L’ultimo versetto riporta un detto di Gesù, che meriterebbe una traduzione migliore: “vi sono alcuni, qui presenti, che non gusteranno la morte prima di aver visto giungere il regno di Dio nella sua potenza”. Qui l’evangelista si riferisce a tutti i discepoli che sapranno seguire Cristo fin sul Calvario sotto la sua croce, essi sapranno vivere pienamente la loro esistenza nella logica del dono e non saranno toccati dalla morte poiché sapranno costruire intorno a loro quel regno d’amore, che Gesù è venuto ad inaugurare.


[1] Fil 3,4-11: Se qualcuno ritiene di poter avere fiducia nella carne, io più di lui: circonciso all'età di otto giorni, della stirpe d'Israele, della tribù di Beniamino, Ebreo figlio di Ebrei; quanto alla Legge, fariseo; quanto allo zelo, persecutore della Chiesa; quanto alla giustizia che deriva dall'osservanza della Legge, irreprensibile.
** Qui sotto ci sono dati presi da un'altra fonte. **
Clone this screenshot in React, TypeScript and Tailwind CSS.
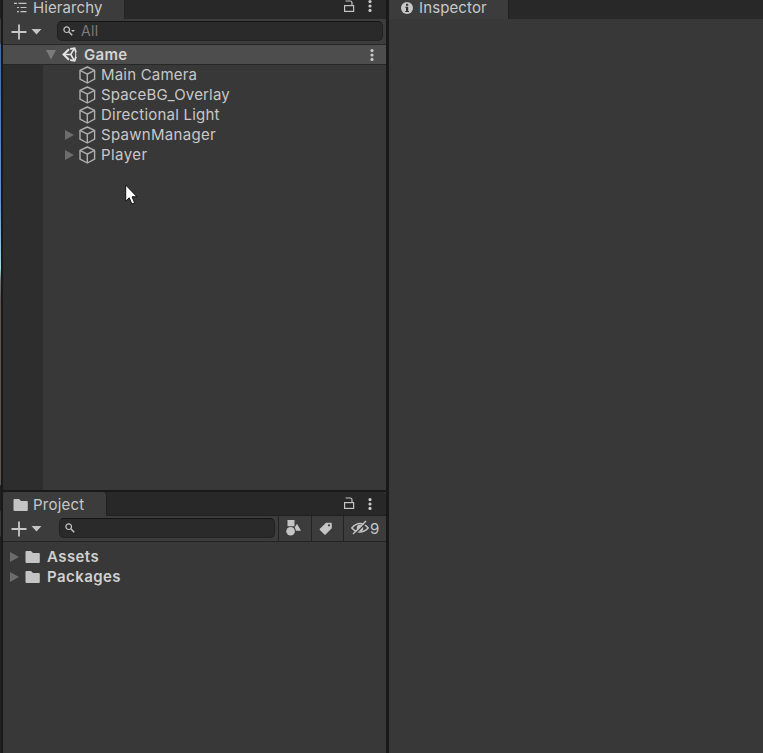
import React from 'react';

type IconProps = { className?: string };

const Cube = () => (
  <svg className="h-[18px] w-[18px] shrink-0" viewBox="0 0 18 18" fill="none" stroke="#b0b0b0" strokeWidth="1.4" strokeLinejoin="round">
    <path d="M9.3 1 16.6 4.4V13.2L9.3 17 2 13.2V4.4Z" />
    <path d="M2 4.4 9.3 8.1 16.6 4.4M9.3 8.1V17" />
  </svg>
);

const Folder = ({ className = '' }: IconProps) => (
  <svg className={`h-3 w-[15px] shrink-0 ${className}`} viewBox="0 0 15 12" fill="#c4c4c4">
    <path d="M.5 1Q.5 0 1.5 0H6L8 2H13.8Q14.8 2 14.8 3V11Q14.8 12 13.8 12H1.5Q.5 12 .5 11Z" />
  </svg>
);

const Lock = () => (
  <svg className="h-[13px] w-[11px]" viewBox="0 0 11 13" fill="none" stroke="#c4c4c4" strokeWidth="1.2">
    <rect x="0.6" y="5.6" width="9" height="5.8" />
    <path d="M2.2 1.6V1H6.2Q8 1 8 3V5.6" />
  </svg>
);

const Dots = () => (
  <svg className="h-3 w-1" viewBox="0 0 4 12" fill="#c8c8c8">
    <circle cx="2" cy="1.6" r="1.6" />
    <circle cx="2" cy="6" r="1.6" />
    <circle cx="2" cy="10.4" r="1.6" />
  </svg>
);

const AddMenu = () => (
  <svg className="h-4 w-8 shrink-0" viewBox="0 0 32 16">
    <path d="M8 .5V15.5M.5 8H15.5" stroke="#c8c8c8" strokeWidth="1.8" />
    <path d="M20.5 5H30.5L25.5 10.5Z" fill="#c4c4c4" />
  </svg>
);

const Search = ({ menu = false }: { menu?: boolean }) => (
  <svg className="h-[11px] w-3 shrink-0" viewBox="0 0 12 11" fill="none" stroke="#c4c4c4">
    <circle cx="3.7" cy="3.7" r="2.8" strokeWidth="1.2" />
    <path d="M5.8 5.8 9.2 9.3" strokeWidth="1.5" />
    {menu && <path d="M8 4H12L10 6Z" fill="#c4c4c4" stroke="none" />}
  </svg>
);

const Fold = ({ open = false }: { open?: boolean }) => (
  <svg className="h-[10px] w-[10px] shrink-0" viewBox="0 0 10 10" fill={open ? '#7a7a7a' : '#6c6c6c'}>
    <path d={open ? 'M0 0H10L5 9.5Z' : 'M0 0V10L9 5Z'} />
  </svg>
);

const UnityLogo = () => (
  <svg className="h-[15px] w-[15px] shrink-0" viewBox="0 0 15 15" fill="none" stroke="#e4e4e4" strokeLinejoin="miter">
    <path d="M8.2 2 12.6 1.2 14 5.2M14 9.8 12.6 13.8 8.2 13" strokeWidth="1.8" />
    <path d="M13.7 5V10" strokeWidth="1" />
    <path d="M7 2.2 1.6 7.5 7 12.8" strokeWidth="2.1" />
    <path d="M1.6 7.5H8.8L12 1.8M8.8 7.5 12 13.2" strokeWidth="1.6" />
  </svg>
);

const HierarchyIcon = () => (
  <svg className="h-3 w-[14px]" viewBox="0 0 14 12" stroke="#c4c4c4" strokeWidth="1.2">
    <path d="M0 1.3H3M4.5 1.3H12.5M3 5.5H5M6.5 5.5H12.5M3 9.7H5M6.5 9.7H12.5" />
  </svg>
);

const objects = [
  { name: 'Main Camera', parent: false, tracking: 'tracking-[0.2px]' },
  { name: 'SpaceBG_Overlay', parent: false, tracking: 'tracking-[0.16px]' },
  { name: 'Directional Light', parent: false, tracking: 'tracking-[0.22px]' },
  { name: 'SpawnManager', parent: true, tracking: 'tracking-[0.3px]' },
  { name: 'Player', parent: true, tracking: 'tracking-[0.45px]' },
];

function Hierarchy() {
  return (
    <section className="flex h-[490px] flex-col bg-[#383838]">
      <div className="flex h-[19px] shrink-0 justify-between bg-[#282828]">
        <div className="flex h-[19px] w-[122px] items-start border-r border-[#232323] bg-[#3c3c3c] pl-[11px]">
          <div className="mt-[2px]"><HierarchyIcon /></div>
          <span className="ml-[5px] leading-4 tracking-[0.1px]">Hierarchy</span>
        </div>
        <div className="flex items-start gap-[13px] pr-[14px]">
          <Lock />
          <Dots />
        </div>
      </div>
      <div className="flex h-[25px] shrink-0 items-center bg-[#3c3c3c] pl-2">
        <AddMenu />
        <div className="mb-px ml-[14px] mr-[3px] flex h-5 flex-1 items-center rounded-[5px] border border-[#212121] border-t-[#141414] bg-[#2a2a2a] pl-[5px]">
          <Search menu />
          <span className="ml-[6px] text-[14px] leading-[18px] text-[#7b7b7b]">All</span>
        </div>
      </div>
      <div className="flex h-[21px] shrink-0 items-center border-y border-[#272727] bg-[#4d4d4d] pl-[43px] pr-3">
        <Fold open />
        <div className="ml-[6px]"><UnityLogo /></div>
        <span className="ml-[7px] flex-1 font-semibold leading-5 text-[#d4d4d4]">Game</span>
        <Dots />
      </div>
      <div className="flex flex-1">
        <div className="w-10 bg-[#2d2d2d]" />
        <ul>
          {objects.map(({ name, parent, tracking }) => (
            <li key={name} className="flex h-5 items-center">
              <div className="ml-[22px] flex w-[13px]">{parent && <Fold />}</div>
              <Cube />
              <span className={`ml-[5px] leading-5 ${tracking}`}>{name}</span>
            </li>
          ))}
        </ul>
      </div>
    </section>
  );
}

function Project() {
  return (
    <section className="flex flex-1 flex-col bg-[#383838]">
      <div className="flex h-6 shrink-0 items-stretch justify-between overflow-hidden rounded-t-[4px] bg-[#282828]">
        <div className="flex w-[104px] items-center rounded-t-[4px] border-r border-[#202020] bg-[#3c3c3c] pl-[10px]">
          <Folder className="mt-[2px]" />
          <span className="ml-[5px] mt-[2px] leading-5 tracking-[0.22px]">Project</span>
        </div>
        <div className="flex flex-1 items-center justify-end gap-[13px] border-b border-[#202020] pr-[14px]">
          <Lock />
          <Dots />
        </div>
      </div>
      <div className="flex h-[26px] shrink-0 items-center border-b border-[#232323] bg-[#3c3c3c] pl-2">
        <AddMenu />
        <div className="mb-px ml-4 mr-[3px] flex h-5 flex-1 items-center rounded-[5px] border border-[#212121] border-t-[#141414] bg-[#2a2a2a] pl-[5px]">
          <Search />
        </div>
        <div className="flex h-full w-[33px] items-center border-l border-[#232323] pl-[7px]">
          <svg className="mb-px h-4 w-[15px]" viewBox="0 0 15 16" fill="#c4c4c4">
            <path d="M1.5 0H8.5V6.2H1.5ZM11 3.7 15 10.7H10Q9.4 8.2 8.6 7.4Z" />
            <circle cx="4.6" cy="11.3" r="4.3" />
          </svg>
        </div>
        <div className="flex h-full w-8 items-center border-l border-[#232323] pl-[7px]">
          <svg className="mb-px h-[13px] w-[13px]" viewBox="0 0 13 13" fill="#c4c4c4" fillRule="evenodd">
            <path d="M7 .7H12Q12.8.7 12.8 1.5V6.2L6.6 12.4Q6 13 5.4 12.4L.9 7.9Q.3 7.3.9 6.7ZM10 2.2A1.1 1.1 0 1 0 10 4.4 1.1 1.1 0 1 0 10 2.2Z" />
          </svg>
        </div>
        <div className="flex h-full w-[43px] items-center border-l border-[#232323] pl-[7px]">
          <svg className="mb-px h-4 w-[18px] shrink-0" viewBox="0 0 18 16" fill="none" stroke="#c4c4c4" strokeWidth="1.5">
            <path d="M.8 8Q9-.8 17.2 8 9 16.2.8 8Z" />
            <circle cx="9" cy="8" r="2.5" fill="#c4c4c4" />
            <path d="M3.2 14.8 16.2 1.8" stroke="#3c3c3c" strokeWidth="1.5" />
            <path d="M2 14 15 1" />
          </svg>
          <span className="ml-[1px] leading-5">9</span>
        </div>
      </div>
      <ul className="pt-[5px]">
        {['Assets', 'Packages'].map((name) => (
          <li key={name} className="flex h-5 items-center pl-[7px]">
            <Fold />
            <Folder className="ml-[5px]" />
            <span className="ml-[7px] font-semibold leading-5 tracking-[0.43px] text-[#d0d0d0]">{name}</span>
          </li>
        ))}
      </ul>
    </section>
  );
}

const Cursor = () => (
  <svg className="absolute left-[125px] top-[184px] h-[21px] w-[13px]" viewBox="0 0 13 21">
    <path d="M.7 1V17.2L4.2 13.8 6.9 20 9.6 18.8 7 12.8H12Z" fill="#fff" stroke="#111" strokeWidth="1" />
  </svg>
);

export default function App() {
  return (
    <div className="relative flex h-[753px] w-[763px] overflow-hidden bg-[#191919] font-['Inter',sans-serif] text-[15px] tracking-[0.3px] text-[#c8c8c8]">
      <div className="w-px bg-[linear-gradient(to_bottom,#202020_0_18px,#3c3c3c_19px_43px,#4268a4_45px,#6492cc_200px,#9edbe5_268px,#777_280px,#5c5552_300px_484px,#202020_486px_510px,#383838_512px_535px,#222_537px)]" />
      <main className="ml-[2px] flex w-[383px] flex-col gap-[2px]">
        <Hierarchy />
        <Project />
      </main>
      <section className="ml-[3px] flex flex-1 flex-col bg-[#383838]">
        <div className="flex h-[19px] bg-[#282828]">
          <div className="flex w-[120px] items-start border-r border-[#202020] bg-[#3c3c3c] pl-3">
            <svg className="mt-[2px] h-3 w-3" viewBox="0 0 12 12">
              <circle cx="6" cy="6" r="6" fill="#c8c8c8" />
              <path d="M5 1.8H7.2V3.7H5ZM4.3 4.8H7.2V9H8V10.1H4.2V9H5V5.8H4.3Z" fill="#333" />
            </svg>
            <span className="ml-[6px] leading-4 tracking-[0.12px]">Inspector</span>
          </div>
        </div>
      </section>
      <Cursor />
    </div>
  );
}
Ma queste cose, che per me erano guadagni, io le ho considerate una perdita a motivo di Cristo. Anzi, ritengo che tutto sia una perdita a motivo della sublimità della conoscenza di Cristo Gesù, mio Signore. Per lui ho lasciato perdere tutte queste cose e le considero spazzatura, per guadagnare Cristo ed essere trovato in lui, avendo come mia giustizia non quella derivante dalla Legge, ma quella che viene dalla fede in Cristo, la giustizia che viene da Dio, basata sulla fede: perché io possa conoscere lui, la potenza della sua risurrezione, la comunione alle sue sofferenze, facendomi conforme alla sua morte, nella speranza di giungere alla risurrezione dai morti.